[Items from a data source]
↓

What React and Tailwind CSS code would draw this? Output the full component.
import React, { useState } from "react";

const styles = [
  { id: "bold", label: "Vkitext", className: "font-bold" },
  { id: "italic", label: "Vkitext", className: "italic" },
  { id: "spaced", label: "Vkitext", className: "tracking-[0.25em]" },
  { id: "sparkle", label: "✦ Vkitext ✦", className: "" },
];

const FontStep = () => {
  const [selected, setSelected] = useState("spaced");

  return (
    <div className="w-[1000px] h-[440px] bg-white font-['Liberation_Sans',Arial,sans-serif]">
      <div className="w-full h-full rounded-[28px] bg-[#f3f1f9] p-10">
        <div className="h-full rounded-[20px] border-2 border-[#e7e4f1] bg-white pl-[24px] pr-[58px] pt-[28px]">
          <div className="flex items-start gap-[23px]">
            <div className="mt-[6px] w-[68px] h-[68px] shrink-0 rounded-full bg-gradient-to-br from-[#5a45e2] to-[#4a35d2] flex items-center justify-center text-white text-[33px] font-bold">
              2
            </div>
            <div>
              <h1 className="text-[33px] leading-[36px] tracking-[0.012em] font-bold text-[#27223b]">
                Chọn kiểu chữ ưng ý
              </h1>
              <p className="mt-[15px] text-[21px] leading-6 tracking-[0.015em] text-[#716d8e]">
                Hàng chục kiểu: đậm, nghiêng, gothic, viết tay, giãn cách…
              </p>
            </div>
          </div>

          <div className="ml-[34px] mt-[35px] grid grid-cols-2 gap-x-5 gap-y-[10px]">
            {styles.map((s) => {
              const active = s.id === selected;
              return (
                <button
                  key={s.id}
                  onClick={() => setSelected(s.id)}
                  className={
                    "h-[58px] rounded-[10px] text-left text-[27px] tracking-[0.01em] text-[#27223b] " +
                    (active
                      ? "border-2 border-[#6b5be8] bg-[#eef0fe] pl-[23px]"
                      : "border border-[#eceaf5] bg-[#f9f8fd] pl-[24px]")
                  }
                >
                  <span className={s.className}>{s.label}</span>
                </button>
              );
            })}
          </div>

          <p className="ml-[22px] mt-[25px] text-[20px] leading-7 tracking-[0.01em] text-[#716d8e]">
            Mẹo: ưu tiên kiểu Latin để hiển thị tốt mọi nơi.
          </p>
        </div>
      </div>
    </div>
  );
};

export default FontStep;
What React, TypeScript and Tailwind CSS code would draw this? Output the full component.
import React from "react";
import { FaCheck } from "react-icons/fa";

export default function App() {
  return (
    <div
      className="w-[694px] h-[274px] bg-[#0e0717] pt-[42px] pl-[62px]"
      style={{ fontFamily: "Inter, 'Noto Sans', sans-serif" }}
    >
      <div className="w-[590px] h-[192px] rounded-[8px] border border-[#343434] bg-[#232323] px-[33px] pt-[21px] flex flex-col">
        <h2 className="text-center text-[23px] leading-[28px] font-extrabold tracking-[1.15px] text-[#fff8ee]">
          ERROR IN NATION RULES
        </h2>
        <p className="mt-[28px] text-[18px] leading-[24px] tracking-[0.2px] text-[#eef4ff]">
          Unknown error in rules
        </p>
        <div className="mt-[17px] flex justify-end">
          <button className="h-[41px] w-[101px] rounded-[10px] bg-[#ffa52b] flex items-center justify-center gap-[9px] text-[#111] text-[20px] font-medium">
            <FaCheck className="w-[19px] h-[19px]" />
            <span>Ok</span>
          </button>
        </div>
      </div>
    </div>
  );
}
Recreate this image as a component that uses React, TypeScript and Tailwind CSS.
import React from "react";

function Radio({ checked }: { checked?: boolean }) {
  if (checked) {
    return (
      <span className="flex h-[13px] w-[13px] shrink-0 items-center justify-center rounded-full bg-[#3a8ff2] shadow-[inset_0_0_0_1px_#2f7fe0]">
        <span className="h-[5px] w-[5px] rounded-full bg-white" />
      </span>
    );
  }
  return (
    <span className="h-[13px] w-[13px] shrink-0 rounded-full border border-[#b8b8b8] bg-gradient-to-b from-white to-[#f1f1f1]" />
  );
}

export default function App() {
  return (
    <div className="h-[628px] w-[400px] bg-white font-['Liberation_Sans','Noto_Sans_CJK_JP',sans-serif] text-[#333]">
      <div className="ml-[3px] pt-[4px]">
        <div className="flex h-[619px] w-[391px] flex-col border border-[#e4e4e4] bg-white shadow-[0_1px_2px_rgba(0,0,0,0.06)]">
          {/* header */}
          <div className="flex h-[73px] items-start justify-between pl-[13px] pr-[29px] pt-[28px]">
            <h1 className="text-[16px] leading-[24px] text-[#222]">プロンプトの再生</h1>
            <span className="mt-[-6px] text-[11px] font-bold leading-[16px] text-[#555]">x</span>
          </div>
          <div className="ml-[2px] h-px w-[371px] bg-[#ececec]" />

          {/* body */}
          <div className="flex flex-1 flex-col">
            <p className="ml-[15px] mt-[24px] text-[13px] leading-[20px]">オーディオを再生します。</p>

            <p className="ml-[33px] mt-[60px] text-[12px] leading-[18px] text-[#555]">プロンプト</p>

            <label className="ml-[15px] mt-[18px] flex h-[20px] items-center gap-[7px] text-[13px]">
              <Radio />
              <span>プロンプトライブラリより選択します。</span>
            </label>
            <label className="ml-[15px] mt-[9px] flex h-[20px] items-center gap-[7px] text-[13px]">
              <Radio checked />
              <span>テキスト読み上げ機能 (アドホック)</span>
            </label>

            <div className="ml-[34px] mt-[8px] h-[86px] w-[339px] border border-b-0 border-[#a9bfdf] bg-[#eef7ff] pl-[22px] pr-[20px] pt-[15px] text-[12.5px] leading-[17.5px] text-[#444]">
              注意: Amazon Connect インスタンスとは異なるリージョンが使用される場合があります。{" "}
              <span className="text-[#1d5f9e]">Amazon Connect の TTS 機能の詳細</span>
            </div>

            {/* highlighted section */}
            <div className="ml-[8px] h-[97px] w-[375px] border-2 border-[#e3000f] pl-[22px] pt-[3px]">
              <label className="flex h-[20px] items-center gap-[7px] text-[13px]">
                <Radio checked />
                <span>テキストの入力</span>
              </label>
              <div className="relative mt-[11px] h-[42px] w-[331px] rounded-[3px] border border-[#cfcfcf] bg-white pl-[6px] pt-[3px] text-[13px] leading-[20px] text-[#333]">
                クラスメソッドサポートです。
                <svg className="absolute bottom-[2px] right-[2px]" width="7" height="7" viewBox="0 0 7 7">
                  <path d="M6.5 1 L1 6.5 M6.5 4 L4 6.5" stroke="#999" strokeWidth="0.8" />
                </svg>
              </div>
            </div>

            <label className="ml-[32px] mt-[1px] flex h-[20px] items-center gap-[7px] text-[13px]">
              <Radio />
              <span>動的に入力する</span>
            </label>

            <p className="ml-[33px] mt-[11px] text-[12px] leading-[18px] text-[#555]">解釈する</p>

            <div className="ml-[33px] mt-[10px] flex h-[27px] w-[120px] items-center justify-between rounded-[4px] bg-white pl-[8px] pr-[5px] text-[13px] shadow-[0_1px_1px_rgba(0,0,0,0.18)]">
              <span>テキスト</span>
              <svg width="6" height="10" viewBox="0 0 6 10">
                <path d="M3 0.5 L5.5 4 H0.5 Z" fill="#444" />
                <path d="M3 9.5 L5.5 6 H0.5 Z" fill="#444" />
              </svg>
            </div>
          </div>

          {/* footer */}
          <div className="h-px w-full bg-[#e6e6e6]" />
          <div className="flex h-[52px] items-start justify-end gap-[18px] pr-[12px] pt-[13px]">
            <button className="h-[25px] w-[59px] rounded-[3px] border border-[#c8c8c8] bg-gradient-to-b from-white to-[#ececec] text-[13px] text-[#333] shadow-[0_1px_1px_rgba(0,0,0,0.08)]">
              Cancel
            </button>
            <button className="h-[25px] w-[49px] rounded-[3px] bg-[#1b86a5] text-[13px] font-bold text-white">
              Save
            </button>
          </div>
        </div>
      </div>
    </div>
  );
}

↑

§ **YOUR INSTRUCTIONS**
From the very first line of the data through the line with "const [selected, setSelected]" in it, please reproduce each line exactly and output nothing more.

§ **FINISHED EXERCISE**
What React and Tailwind CSS code would draw this? Output the full component.
import React, { useState } from "react";

const styles = [
  { id: "bold", label: "Vkitext", className: "font-bold" },
  { id: "italic", label: "Vkitext", className: "italic" },
  { id: "spaced", label: "Vkitext", className: "tracking-[0.25em]" },
  { id: "sparkle", label: "✦ Vkitext ✦", className: "" },
];

const FontStep = () => {
  const [selected, setSelected] = useState("spaced");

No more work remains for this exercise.